⟨
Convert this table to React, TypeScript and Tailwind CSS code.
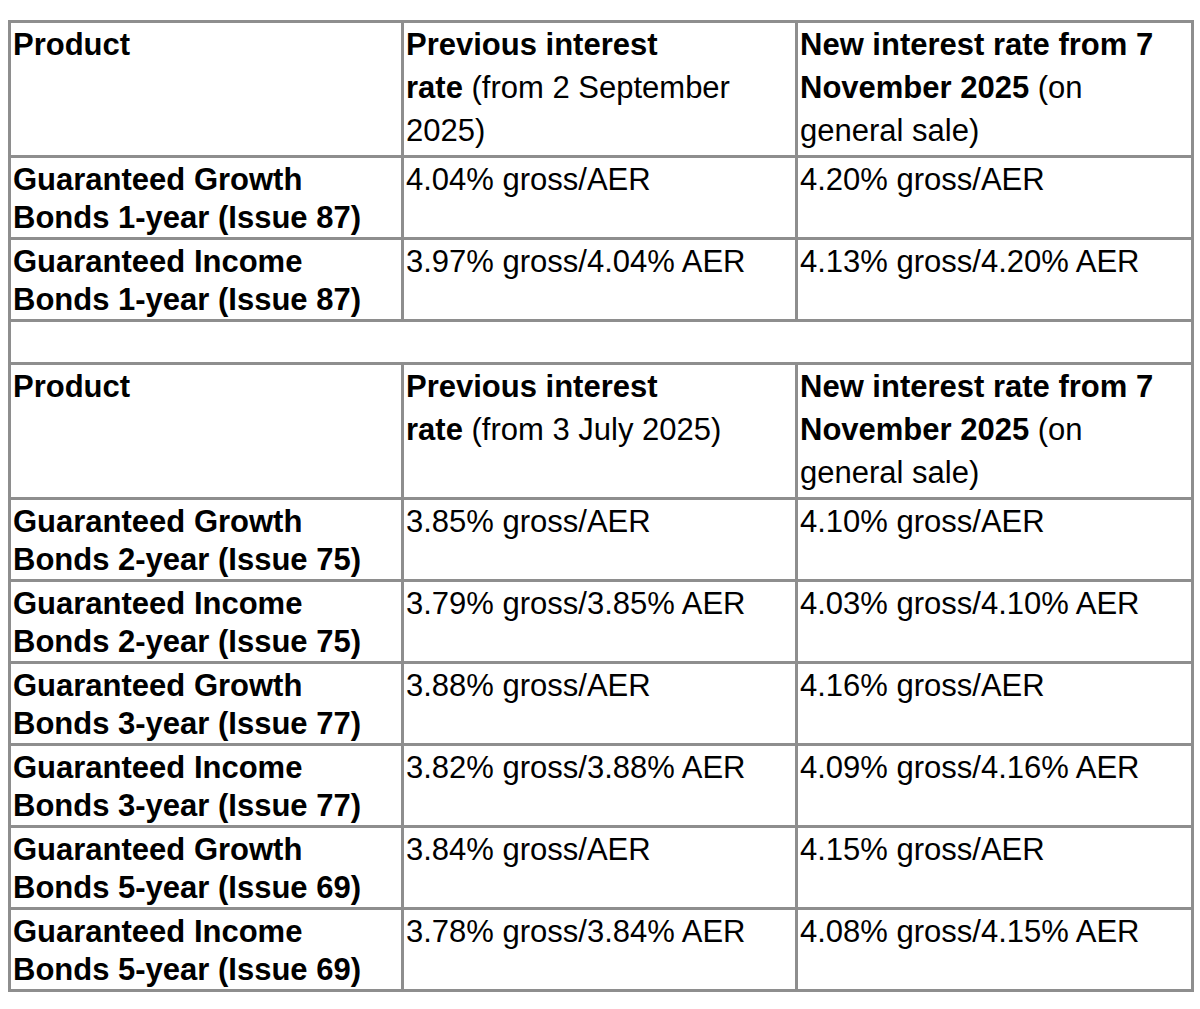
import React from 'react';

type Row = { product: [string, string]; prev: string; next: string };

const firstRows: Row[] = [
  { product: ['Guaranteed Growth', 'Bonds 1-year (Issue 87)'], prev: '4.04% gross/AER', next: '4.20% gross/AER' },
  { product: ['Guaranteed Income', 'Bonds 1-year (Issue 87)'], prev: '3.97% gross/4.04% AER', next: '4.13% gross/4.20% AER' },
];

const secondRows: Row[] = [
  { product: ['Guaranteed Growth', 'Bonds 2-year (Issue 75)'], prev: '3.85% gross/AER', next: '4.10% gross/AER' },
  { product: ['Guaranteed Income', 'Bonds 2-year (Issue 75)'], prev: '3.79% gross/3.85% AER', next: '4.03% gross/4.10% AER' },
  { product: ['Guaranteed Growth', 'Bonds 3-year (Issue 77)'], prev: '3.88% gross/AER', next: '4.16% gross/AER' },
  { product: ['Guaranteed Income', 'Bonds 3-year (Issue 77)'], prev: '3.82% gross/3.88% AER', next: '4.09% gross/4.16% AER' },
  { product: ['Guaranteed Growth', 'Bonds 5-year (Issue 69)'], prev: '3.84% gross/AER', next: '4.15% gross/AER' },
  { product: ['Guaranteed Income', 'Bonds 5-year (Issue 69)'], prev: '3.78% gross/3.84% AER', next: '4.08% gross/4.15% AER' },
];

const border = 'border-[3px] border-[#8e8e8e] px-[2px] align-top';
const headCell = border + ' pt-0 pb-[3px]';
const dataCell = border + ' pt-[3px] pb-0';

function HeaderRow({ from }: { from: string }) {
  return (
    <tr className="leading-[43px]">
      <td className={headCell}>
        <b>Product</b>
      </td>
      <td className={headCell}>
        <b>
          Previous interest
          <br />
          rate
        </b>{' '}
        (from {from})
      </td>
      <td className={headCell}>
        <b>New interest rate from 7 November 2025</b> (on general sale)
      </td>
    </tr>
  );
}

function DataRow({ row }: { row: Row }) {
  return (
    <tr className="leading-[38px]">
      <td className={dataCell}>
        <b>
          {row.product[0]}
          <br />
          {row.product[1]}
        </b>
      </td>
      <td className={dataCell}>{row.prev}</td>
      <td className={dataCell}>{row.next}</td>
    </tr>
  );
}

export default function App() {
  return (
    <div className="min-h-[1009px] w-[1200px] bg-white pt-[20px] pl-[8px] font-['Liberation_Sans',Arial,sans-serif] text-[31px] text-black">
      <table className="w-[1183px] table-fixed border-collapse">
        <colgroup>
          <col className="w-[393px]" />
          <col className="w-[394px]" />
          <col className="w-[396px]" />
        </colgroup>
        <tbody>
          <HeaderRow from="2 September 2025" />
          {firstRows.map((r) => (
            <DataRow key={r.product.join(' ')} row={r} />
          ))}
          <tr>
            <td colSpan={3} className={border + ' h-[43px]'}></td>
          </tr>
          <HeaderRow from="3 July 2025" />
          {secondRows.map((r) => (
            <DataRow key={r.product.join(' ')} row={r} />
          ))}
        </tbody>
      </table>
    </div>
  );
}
⟩
▶ [Directions] Quote the material exactly. Pictures stay out.

▶ [Solution for this task]
Convert this table to React, TypeScript and Tailwind CSS code.
import React from 'react';

type Row = { product: [string, string]; prev: string; next: string };

const firstRows: Row[] = [
  { product: ['Guaranteed Growth', 'Bonds 1-year (Issue 87)'], prev: '4.04% gross/AER', next: '4.20% gross/AER' },
  { product: ['Guaranteed Income', 'Bonds 1-year (Issue 87)'], prev: '3.97% gross/4.04% AER', next: '4.13% gross/4.20% AER' },
];

const secondRows: Row[] = [
  { product: ['Guaranteed Growth', 'Bonds 2-year (Issue 75)'], prev: '3.85% gross/AER', next: '4.10% gross/AER' },
  { product: ['Guaranteed Income', 'Bonds 2-year (Issue 75)'], prev: '3.79% gross/3.85% AER', next: '4.03% gross/4.10% AER' },
  { product: ['Guaranteed Growth', 'Bonds 3-year (Issue 77)'], prev: '3.88% gross/AER', next: '4.16% gross/AER' },
  { product: ['Guaranteed Income', 'Bonds 3-year (Issue 77)'], prev: '3.82% gross/3.88% AER', next: '4.09% gross/4.16% AER' },
  { product: ['Guaranteed Growth', 'Bonds 5-year (Issue 69)'], prev: '3.84% gross/AER', next: '4.15% gross/AER' },
  { product: ['Guaranteed Income', 'Bonds 5-year (Issue 69)'], prev: '3.78% gross/3.84% AER', next: '4.08% gross/4.15% AER' },
];

const border = 'border-[3px] border-[#8e8e8e] px-[2px] align-top';
const headCell = border + ' pt-0 pb-[3px]';
const dataCell = border + ' pt-[3px] pb-0';

function HeaderRow({ from }: { from: string }) {
  return (
    <tr className="leading-[43px]">
      <td className={headCell}>
        <b>Product</b>
      </td>
      <td className={headCell}>
        <b>
          Previous interest
          <br />
          rate
        </b>{' '}
        (from {from})
      </td>
      <td className={headCell}>
        <b>New interest rate from 7 November 2025</b> (on general sale)
      </td>
    </tr>
  );
}

function DataRow({ row }: { row: Row }) {
  return (
    <tr className="leading-[38px]">
      <td className={dataCell}>
        <b>
          {row.product[0]}
          <br />
          {row.product[1]}
        </b>
      </td>
      <td className={dataCell}>{row.prev}</td>
      <td className={dataCell}>{row.next}</td>
    </tr>
  );
}

export default function App() {
  return (
    <div className="min-h-[1009px] w-[1200px] bg-white pt-[20px] pl-[8px] font-['Liberation_Sans',Arial,sans-serif] text-[31px] text-black">
      <table className="w-[1183px] table-fixed border-collapse">
        <colgroup>
          <col className="w-[393px]" />
          <col className="w-[394px]" />
          <col className="w-[396px]" />
        </colgroup>
        <tbody>
          <HeaderRow from="2 September 2025" />
          {firstRows.map((r) => (
            <DataRow key={r.product.join(' ')} row={r} />
          ))}
          <tr>
            <td colSpan={3} className={border + ' h-[43px]'}></td>
          </tr>
          <HeaderRow from="3 July 2025" />
          {secondRows.map((r) => (
            <DataRow key={r.product.join(' ')} row={r} />
          ))}
        </tbody>
      </table>
    </div>
  );
}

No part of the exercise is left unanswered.